→ REQUIREMENTS
Copy every line of the following data that includes the string "image".

→ SOURCE MATERIAL
◆ ◆ ◆ ◆

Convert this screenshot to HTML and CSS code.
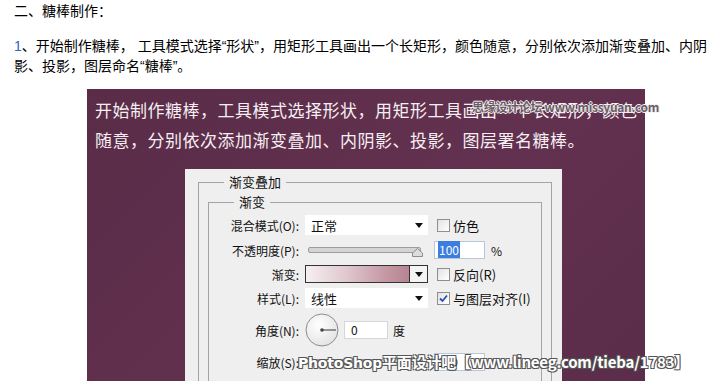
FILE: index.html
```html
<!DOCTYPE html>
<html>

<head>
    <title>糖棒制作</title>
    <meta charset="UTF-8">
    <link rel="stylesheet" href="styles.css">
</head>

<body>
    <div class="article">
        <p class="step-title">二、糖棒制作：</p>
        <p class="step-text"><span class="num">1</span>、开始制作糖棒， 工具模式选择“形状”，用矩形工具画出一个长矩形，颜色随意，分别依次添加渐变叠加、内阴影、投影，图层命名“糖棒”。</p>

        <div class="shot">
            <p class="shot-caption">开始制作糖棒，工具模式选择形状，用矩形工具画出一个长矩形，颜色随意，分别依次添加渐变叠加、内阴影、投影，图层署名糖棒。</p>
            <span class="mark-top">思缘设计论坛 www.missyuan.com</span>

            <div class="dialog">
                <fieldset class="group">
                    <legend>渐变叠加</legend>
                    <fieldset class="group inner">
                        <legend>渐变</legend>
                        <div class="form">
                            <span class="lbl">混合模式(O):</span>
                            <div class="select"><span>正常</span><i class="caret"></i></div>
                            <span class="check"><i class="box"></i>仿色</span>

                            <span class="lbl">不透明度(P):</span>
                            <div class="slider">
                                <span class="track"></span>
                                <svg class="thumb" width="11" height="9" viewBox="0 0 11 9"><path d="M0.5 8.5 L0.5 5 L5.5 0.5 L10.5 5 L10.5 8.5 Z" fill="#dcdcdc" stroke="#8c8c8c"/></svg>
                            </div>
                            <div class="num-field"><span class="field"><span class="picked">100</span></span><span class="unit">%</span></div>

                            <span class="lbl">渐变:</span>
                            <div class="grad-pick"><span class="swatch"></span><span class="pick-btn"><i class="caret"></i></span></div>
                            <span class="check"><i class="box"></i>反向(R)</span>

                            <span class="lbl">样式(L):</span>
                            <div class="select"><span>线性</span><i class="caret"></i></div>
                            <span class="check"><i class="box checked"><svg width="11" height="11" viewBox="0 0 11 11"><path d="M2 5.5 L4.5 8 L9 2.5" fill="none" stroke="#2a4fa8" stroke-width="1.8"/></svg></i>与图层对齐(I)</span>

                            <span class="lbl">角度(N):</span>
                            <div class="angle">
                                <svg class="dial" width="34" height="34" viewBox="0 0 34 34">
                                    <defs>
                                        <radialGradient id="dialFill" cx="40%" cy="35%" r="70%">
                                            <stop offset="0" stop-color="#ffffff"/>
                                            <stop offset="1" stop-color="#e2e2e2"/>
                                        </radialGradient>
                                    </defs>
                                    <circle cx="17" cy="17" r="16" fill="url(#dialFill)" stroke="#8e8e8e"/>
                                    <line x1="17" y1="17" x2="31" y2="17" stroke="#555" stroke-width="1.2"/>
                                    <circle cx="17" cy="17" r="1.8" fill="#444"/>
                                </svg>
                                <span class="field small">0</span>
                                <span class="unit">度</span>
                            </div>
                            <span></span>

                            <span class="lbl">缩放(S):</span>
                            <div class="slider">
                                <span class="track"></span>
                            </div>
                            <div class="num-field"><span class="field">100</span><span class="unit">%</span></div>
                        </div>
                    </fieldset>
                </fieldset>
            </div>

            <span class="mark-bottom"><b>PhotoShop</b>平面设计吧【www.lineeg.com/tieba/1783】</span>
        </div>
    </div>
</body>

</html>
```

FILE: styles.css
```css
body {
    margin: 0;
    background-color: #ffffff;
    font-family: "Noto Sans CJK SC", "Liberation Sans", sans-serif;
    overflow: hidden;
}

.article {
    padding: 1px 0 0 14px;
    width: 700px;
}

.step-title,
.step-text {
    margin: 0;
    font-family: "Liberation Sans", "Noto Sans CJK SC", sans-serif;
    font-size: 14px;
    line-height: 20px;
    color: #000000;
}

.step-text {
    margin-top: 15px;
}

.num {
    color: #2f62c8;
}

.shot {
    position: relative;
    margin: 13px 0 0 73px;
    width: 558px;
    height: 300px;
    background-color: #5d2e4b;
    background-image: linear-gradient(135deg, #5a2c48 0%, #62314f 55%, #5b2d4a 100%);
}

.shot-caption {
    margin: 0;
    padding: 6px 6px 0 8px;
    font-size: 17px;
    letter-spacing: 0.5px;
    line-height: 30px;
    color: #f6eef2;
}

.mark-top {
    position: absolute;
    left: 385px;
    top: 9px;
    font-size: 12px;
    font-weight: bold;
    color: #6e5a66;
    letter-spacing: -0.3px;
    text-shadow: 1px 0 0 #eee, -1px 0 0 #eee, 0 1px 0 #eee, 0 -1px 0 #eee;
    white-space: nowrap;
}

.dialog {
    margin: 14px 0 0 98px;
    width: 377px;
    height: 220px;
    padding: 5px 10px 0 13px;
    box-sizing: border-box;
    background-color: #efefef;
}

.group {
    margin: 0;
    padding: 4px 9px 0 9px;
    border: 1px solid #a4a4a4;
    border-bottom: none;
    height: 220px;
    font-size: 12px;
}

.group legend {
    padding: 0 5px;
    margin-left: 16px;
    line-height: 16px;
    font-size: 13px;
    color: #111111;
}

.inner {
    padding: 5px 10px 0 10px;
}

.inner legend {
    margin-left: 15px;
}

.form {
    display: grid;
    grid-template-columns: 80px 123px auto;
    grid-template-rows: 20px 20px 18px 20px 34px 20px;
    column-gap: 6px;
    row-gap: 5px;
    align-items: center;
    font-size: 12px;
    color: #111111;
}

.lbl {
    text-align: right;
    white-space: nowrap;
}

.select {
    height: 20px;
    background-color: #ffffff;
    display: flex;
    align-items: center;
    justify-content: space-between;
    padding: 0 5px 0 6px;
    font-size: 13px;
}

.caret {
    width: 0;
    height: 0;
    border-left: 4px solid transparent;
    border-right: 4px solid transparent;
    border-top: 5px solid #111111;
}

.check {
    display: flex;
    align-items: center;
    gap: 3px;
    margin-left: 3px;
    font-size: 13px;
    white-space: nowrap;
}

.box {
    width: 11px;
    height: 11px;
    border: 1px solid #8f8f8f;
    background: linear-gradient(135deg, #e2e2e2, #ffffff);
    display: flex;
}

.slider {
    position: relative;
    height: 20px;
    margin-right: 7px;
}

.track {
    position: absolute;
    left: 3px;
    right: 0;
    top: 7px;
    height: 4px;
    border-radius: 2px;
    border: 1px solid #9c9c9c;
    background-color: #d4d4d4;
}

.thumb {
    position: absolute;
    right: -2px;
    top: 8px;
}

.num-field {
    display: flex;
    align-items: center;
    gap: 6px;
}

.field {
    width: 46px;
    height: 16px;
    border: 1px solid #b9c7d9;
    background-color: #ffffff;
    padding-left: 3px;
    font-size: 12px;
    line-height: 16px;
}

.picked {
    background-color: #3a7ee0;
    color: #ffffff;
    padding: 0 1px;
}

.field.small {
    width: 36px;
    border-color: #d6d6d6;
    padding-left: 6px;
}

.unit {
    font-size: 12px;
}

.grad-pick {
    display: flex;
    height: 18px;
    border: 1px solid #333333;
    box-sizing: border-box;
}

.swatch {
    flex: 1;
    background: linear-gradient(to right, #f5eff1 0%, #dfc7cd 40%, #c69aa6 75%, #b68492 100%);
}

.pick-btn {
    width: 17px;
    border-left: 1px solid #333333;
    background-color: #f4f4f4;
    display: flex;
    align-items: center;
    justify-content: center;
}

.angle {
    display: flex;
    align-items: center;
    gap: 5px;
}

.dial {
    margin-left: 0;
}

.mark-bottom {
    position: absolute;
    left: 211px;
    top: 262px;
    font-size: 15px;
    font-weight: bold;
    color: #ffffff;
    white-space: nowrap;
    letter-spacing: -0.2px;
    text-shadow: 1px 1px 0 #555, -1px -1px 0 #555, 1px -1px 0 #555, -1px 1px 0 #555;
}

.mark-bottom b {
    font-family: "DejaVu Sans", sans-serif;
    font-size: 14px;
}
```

◆ ◆ ◆ ◆

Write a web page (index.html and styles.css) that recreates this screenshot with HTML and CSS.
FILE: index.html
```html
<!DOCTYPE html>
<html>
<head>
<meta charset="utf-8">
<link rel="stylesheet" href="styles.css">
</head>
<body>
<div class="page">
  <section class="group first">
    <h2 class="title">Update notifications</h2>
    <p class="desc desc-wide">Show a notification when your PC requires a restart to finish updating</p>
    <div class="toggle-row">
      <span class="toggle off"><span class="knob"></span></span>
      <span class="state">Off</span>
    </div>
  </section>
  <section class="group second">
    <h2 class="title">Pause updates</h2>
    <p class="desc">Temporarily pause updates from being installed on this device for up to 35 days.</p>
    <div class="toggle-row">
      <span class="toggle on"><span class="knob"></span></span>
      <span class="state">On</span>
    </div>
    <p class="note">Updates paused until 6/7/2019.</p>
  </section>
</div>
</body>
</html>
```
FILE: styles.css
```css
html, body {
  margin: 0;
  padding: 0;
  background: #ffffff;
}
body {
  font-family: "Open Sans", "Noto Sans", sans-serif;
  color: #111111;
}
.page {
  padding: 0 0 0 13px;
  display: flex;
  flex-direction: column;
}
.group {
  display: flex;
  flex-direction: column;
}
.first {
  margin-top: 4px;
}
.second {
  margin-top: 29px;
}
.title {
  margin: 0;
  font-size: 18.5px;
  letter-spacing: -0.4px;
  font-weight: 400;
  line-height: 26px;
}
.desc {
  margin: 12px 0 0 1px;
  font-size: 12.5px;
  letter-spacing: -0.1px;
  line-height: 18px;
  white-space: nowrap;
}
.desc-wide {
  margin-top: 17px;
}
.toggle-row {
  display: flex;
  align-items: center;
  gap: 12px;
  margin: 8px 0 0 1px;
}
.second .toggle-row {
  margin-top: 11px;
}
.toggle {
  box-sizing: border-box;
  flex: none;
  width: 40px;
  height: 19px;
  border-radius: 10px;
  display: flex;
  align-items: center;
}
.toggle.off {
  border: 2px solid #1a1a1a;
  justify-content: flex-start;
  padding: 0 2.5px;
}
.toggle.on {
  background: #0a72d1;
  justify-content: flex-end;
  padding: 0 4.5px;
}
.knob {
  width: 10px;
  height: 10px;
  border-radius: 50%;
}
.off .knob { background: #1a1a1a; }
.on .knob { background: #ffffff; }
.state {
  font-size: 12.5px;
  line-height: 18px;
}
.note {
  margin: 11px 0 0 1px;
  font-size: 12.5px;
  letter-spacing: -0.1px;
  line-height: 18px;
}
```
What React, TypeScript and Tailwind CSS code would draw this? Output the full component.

◆ ◆ ◆ ◆

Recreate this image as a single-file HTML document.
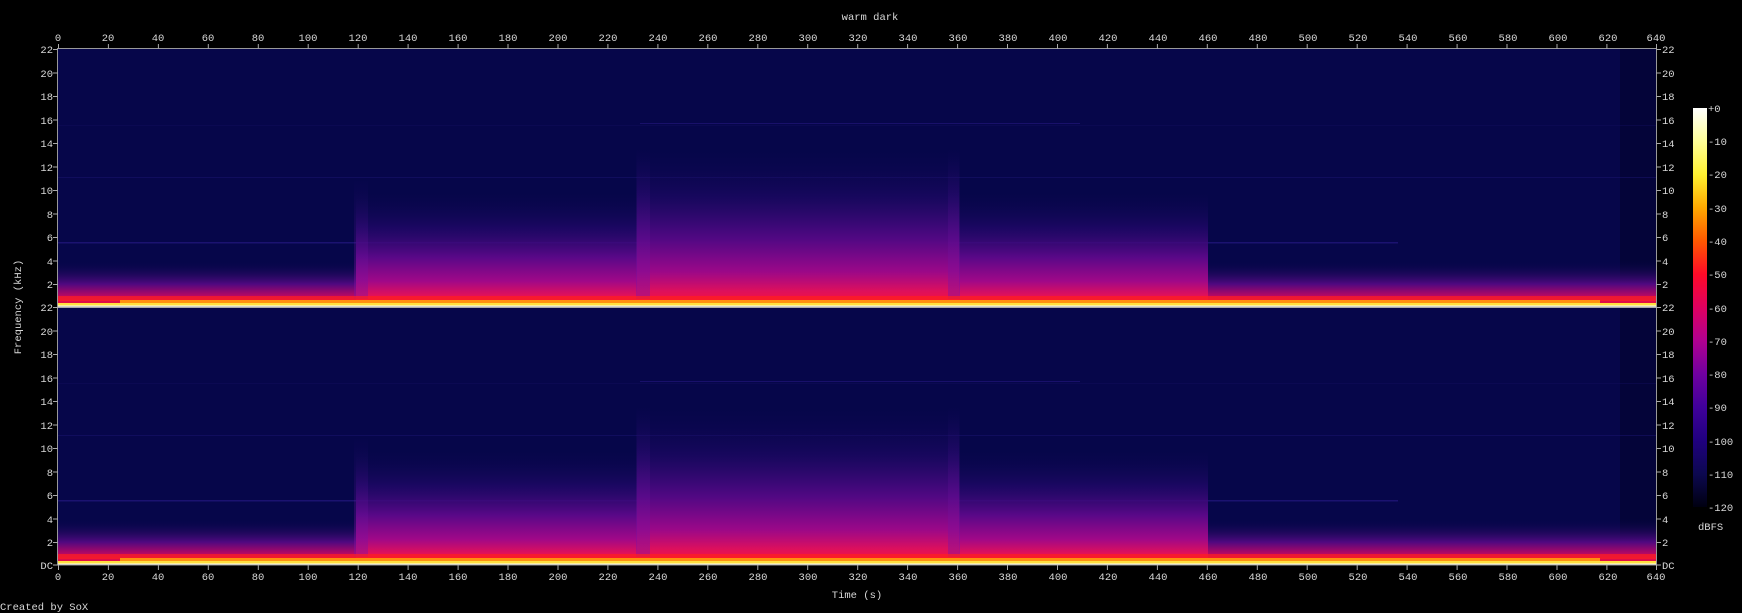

◆ ◆ ◆ ◆

→ TASK RESPONSE
    background-image: linear-gradient(135deg, #5a2c48 0%, #62314f 55%, #5b2d4a 100%);
Recreate this image as a single-file HTML document.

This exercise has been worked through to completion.